Four empty wooden chairs sit in an empty waiting room at a medical facility.
An empty diagnostics waiting room is pictured at the City Centre Clinic in Vancouver on June 13. The clinic serves as a one-stop shop with family doctors, nurse practitioners and diagnostic services like lab work, ultrasounds and X-rays in one place. (Ben Nelms/CBC)

“If Seymour Health had been advised that there was little or no chance of getting the licences … it would have declined to build the City Centre Clinic,” court documents read.

Cadesky said the clinic has been running $2.1-million worth of tests each year but only getting $180,000 in funding from Vancouver Coastal Health (VCH).

CBC News has contacted the Ministry of Health for comment, but they did not respond by publication time.

Company, owners use own money to cover tests

Seymour Health’s applications for the necessary billing licences were rejected in 2019, 2020 and again last month. The company said it initially paid out-of-pocket to keep the diagnostics running.

Its owners, Sabi Bining and Sandeep Parmar, said they personally invested $3.4 million, secured millions more in loans and took out a second mortgage to cover costs.

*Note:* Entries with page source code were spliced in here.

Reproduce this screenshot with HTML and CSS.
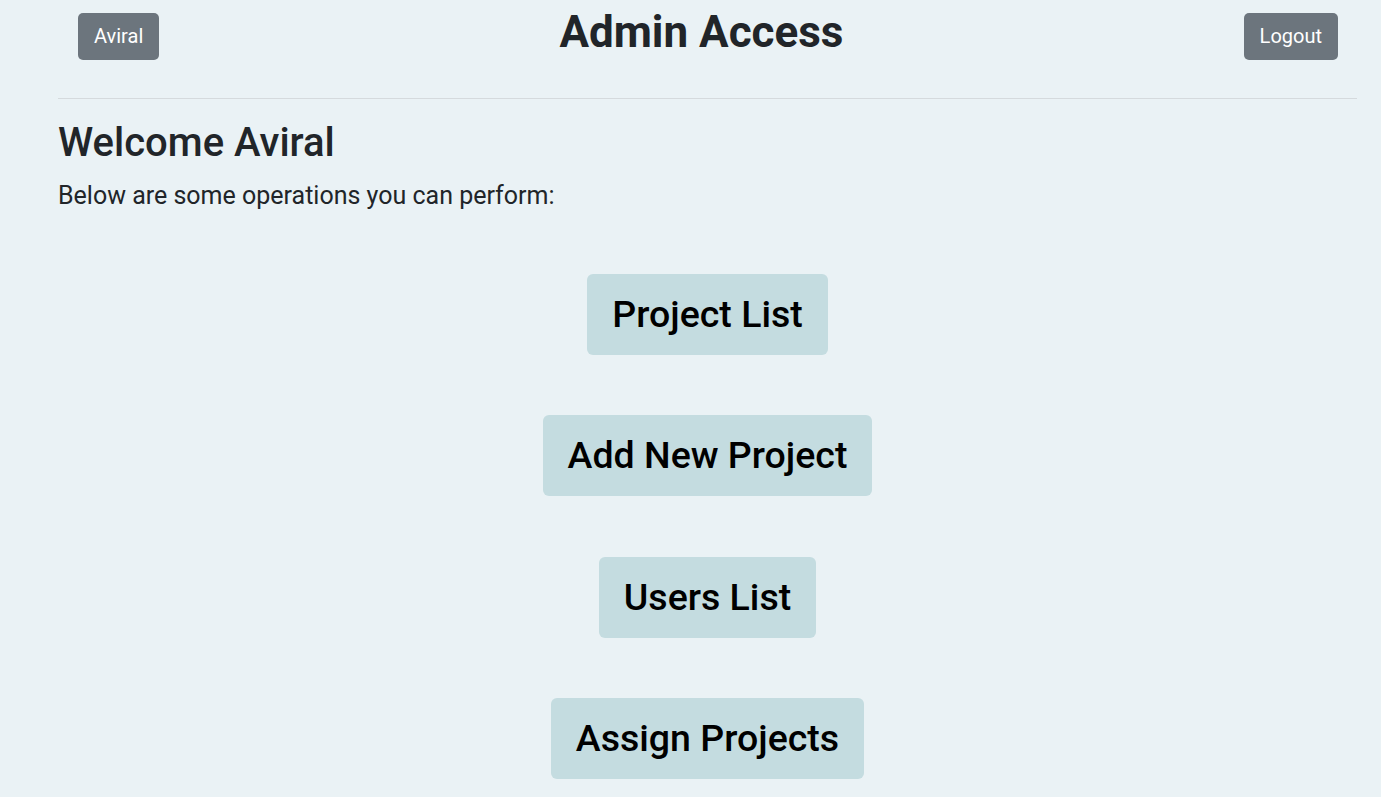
FILE: index.html
```html
<!DOCTYPE html>
<html lang="en">
<head>
<meta charset="utf-8">
<title>Admin Access</title>
<link rel="stylesheet" href="styles.css">
</head>
<body>
<div class="page">
  <header class="header">
    <button class="btn-top">Aviral</button>
    <h1 class="title">Admin Access</h1>
    <button class="btn-top">Logout</button>
  </header>
  <hr class="divider">
  <h2 class="welcome">Welcome Aviral</h2>
  <p class="lead">Below are some operations you can perform:</p>
  <div class="ops">
    <button class="op">Project List</button>
    <button class="op">Add New Project</button>
    <button class="op">Users List</button>
    <button class="op">Assign Projects</button>
  </div>
</div>
</body>
</html>
```

FILE: styles.css
```css
html, body {
  margin: 0;
  padding: 0;
}
body {
  background: #eaf2f5;
  font-family: Roboto, "Liberation Sans", sans-serif;
  color: #212529;
  overflow: hidden;
}
.page {
  padding: 0 24px 0 58px;
}
.header {
  display: flex;
  justify-content: space-between;
  align-items: flex-start;
  height: 60px;
  padding: 0 19px 0 20px;
}
.btn-top {
  margin-top: 13px;
  background: #6c757d;
  color: #fff;
  border: 0;
  border-radius: 5px;
  font-family: Roboto, "Liberation Sans", sans-serif;
  font-size: 20px;
  line-height: 31px;
  padding: 8px 16px;
}
.title {
  margin: 6px 0 0;
  font-size: 44px;
  font-weight: 700;
  line-height: 1.2;
}
.divider {
  margin: 38px 0 0;
  border: 0;
  border-top: 1px solid #d5dadd;
  height: 0;
}
.welcome {
  margin: 20px 0 0;
  font-size: 40px;
  font-weight: 500;
  line-height: 1.2;
}
.lead {
  margin: 10px 0 0;
  font-size: 25px;
  line-height: 1.5;
}
.ops {
  display: flex;
  flex-direction: column;
  align-items: center;
  gap: 60.5px;
  margin-top: 59px;
}
.op {
  background: #c4dce0;
  color: #000;
  border: 0;
  border-radius: 6px;
  font-family: Roboto, "Liberation Sans", sans-serif;
  font-size: 37.5px;
  font-weight: 500;
  line-height: 55px;
  padding: 13px 25px;
}
```
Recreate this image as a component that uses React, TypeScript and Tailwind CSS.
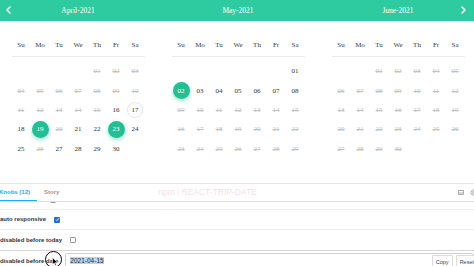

“At this point, Seymour Health was in a state of financial crisis,” court filings read.

“The clinics were running well and to the satisfaction of both physicians and patients, but the continuing failure by the government … has brought Seymour Health to the edge of insolvency.”

Vancouver Coastal Health goes to court

On June 7, VCH applied to appoint a receiver to settle the company’s debts and ultimately take over the urgent and primary care centres.

“The overriding consideration in this instance is the need to protect the 70,000 patients who will almost certainly suffer significant prejudice if Seymour does not continue to operate under new ownership or some form of restructuring,” the filing read.

“Status quo is not a viable option.”

The health authority said Seymour Health’s financial trouble goes beyond the MSP billing issue, starting with trouble making rent payments in 2019. Court filings said the health authority has given Seymour Health more than $6.7 million in loans and unpaid rent, which has not been repaid.

“I think it’s really important for the public to know that Vancouver Coastal Health has been working with Seymour around their financial difficulties for over a year, and we took the steps that we have taken to make sure that we can keep the urgent primary care centre and the primary care clinic for those patients open and they can have continuous service,” said Bob Chapman, vice president for Vancouver Community for VCH, which oversees VCH’s primary care clinics in Vancouver.

A sign points right and reads 'Primary Urgent Care Clinic Entrance'.
North Shore Clinic at 221 Esplanade West in North Vancouver, B.C., on June 13, 2023. (Ben Nelms/CBC)

Court documents also stated VCH commissioned an external Ernst & Young audit of the company’s finances last fall, which Chapman said found “they were not going to be able to continue to meet their financial obligations.”

Cadesky said the health authority’s court application effectively forced his clinic to stop running diagnostics because they can’t go into more debt while the receivership case plays out.

In the meantime, Chapman said patients said hospitals in the downtown core should offer diagnostics — which would leave patients back in hospitals the UPCCs were meant to help them avoid.

If VCH is successful in its takeover, Chapman said the authority would continue to offer the diagnostic tests.

The company has countersued the province and VCH for breach of contract. Its claim said the company’s operating losses now top $12.5 million, while the owners have personally lost $8 million.

“[The owners] claim aggravated damages based on the anxiety, humiliation, embarrassment and mental distress they have experienced arising from the tremendous financial pressure they have suffered, caused by the government’s conduct,” court documents said.